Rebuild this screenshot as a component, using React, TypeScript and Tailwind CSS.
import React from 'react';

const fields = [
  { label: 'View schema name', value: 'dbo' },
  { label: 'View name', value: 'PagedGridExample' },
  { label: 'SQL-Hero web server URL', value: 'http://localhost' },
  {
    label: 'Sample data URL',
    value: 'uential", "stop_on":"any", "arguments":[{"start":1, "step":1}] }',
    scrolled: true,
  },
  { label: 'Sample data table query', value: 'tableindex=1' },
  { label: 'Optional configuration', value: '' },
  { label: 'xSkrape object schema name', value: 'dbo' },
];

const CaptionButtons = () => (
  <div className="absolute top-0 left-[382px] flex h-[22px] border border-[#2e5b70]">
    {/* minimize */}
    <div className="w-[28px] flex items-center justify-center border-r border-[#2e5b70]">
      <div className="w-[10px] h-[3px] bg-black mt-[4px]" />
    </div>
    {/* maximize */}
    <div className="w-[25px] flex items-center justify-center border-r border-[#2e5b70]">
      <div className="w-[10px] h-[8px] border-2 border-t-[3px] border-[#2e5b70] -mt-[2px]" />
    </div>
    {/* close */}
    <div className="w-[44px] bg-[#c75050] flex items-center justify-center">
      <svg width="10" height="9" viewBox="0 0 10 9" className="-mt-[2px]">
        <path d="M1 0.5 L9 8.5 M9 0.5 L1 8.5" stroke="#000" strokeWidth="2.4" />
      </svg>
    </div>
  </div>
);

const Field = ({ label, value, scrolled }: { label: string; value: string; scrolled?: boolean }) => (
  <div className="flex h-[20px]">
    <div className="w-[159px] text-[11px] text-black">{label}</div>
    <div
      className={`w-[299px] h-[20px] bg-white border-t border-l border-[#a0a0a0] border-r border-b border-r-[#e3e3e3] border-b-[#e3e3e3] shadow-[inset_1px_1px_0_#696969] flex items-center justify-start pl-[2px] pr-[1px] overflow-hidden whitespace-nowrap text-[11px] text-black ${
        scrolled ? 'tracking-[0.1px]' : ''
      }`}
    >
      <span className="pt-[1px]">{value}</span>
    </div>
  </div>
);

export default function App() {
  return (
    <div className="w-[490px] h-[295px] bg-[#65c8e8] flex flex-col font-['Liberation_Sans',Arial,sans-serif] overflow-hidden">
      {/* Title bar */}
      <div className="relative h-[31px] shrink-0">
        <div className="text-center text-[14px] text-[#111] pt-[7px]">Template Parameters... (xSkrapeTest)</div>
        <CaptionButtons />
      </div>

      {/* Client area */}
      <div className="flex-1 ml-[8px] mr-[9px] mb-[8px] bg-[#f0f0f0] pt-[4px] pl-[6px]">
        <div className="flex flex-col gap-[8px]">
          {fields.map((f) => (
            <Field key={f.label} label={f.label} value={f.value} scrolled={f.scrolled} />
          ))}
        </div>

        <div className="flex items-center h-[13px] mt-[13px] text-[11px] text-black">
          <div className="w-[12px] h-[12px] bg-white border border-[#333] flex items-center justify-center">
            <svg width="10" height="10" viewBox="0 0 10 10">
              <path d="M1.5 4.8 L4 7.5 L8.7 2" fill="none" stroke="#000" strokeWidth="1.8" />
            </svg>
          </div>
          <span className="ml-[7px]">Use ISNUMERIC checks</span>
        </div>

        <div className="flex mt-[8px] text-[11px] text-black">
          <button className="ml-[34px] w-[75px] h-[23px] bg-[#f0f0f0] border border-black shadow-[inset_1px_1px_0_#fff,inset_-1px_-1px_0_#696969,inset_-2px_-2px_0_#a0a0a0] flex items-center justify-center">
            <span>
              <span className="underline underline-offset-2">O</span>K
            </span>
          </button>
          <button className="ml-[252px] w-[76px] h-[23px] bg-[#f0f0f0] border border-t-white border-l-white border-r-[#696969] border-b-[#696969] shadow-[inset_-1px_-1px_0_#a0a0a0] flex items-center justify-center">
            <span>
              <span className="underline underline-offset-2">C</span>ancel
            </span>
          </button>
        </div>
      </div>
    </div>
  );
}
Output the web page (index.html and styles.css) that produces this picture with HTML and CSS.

...

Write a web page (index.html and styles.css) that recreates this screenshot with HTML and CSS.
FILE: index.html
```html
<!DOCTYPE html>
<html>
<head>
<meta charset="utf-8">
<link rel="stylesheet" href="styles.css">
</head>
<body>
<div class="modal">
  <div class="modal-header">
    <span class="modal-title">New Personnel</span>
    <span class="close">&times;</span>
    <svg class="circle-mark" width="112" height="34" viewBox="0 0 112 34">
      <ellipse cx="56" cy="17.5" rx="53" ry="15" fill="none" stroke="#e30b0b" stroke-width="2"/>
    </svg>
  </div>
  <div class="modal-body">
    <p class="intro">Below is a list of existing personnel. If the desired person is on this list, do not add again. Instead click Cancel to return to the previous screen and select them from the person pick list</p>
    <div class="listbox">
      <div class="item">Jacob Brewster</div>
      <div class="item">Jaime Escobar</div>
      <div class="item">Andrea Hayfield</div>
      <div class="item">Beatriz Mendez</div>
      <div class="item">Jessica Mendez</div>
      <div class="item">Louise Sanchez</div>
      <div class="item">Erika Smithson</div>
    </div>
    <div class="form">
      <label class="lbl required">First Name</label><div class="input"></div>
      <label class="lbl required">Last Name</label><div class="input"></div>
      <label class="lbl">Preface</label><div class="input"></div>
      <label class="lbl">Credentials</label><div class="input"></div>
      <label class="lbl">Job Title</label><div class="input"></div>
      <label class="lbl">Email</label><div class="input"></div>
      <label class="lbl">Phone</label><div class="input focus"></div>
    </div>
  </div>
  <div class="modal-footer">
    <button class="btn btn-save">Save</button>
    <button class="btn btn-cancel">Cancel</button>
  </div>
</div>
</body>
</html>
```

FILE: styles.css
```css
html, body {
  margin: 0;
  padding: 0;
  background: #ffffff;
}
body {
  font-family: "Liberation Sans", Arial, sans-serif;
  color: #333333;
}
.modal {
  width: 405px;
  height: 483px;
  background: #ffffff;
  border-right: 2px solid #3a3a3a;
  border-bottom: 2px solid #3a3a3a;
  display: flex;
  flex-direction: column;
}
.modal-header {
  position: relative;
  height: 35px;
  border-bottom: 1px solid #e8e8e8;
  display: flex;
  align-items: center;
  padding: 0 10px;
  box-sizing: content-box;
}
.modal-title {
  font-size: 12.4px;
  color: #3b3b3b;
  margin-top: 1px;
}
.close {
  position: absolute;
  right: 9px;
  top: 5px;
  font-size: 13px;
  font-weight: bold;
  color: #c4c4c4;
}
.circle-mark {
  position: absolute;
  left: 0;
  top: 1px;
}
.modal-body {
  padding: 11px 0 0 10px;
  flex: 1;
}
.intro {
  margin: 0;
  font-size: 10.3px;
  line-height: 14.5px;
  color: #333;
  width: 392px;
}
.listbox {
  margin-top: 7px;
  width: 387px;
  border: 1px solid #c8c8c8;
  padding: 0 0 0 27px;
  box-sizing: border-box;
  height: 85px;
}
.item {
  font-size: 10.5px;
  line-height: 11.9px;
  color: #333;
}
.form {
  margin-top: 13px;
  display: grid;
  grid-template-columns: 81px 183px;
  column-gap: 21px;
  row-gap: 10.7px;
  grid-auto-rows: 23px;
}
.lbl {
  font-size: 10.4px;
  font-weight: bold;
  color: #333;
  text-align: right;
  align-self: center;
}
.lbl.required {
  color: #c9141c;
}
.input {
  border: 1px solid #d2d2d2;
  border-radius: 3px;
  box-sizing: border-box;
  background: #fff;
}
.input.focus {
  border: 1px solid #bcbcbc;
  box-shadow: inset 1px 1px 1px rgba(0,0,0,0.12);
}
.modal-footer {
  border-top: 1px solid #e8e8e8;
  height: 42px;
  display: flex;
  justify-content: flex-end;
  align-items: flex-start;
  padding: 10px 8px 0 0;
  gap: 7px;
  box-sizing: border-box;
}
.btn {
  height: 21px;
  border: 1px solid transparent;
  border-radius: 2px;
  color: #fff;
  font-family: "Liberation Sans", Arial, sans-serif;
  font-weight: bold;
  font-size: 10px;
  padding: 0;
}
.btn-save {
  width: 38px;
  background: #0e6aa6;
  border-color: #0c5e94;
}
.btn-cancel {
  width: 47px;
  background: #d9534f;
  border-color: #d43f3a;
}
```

---

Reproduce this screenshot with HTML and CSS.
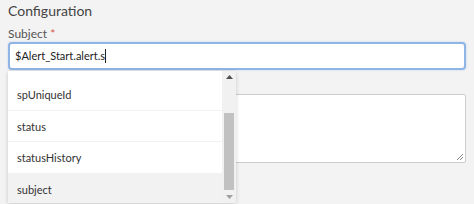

▶ [REQUIREMENT] Output the section opening with the line that has "Rebuild this screenshot" and closing with the line that has "import React from 'react';". Keep both end lines and leave out the rest.

▶ [THE SOLUTION]
Rebuild this screenshot as a component, using React, TypeScript and Tailwind CSS.
import React from 'react';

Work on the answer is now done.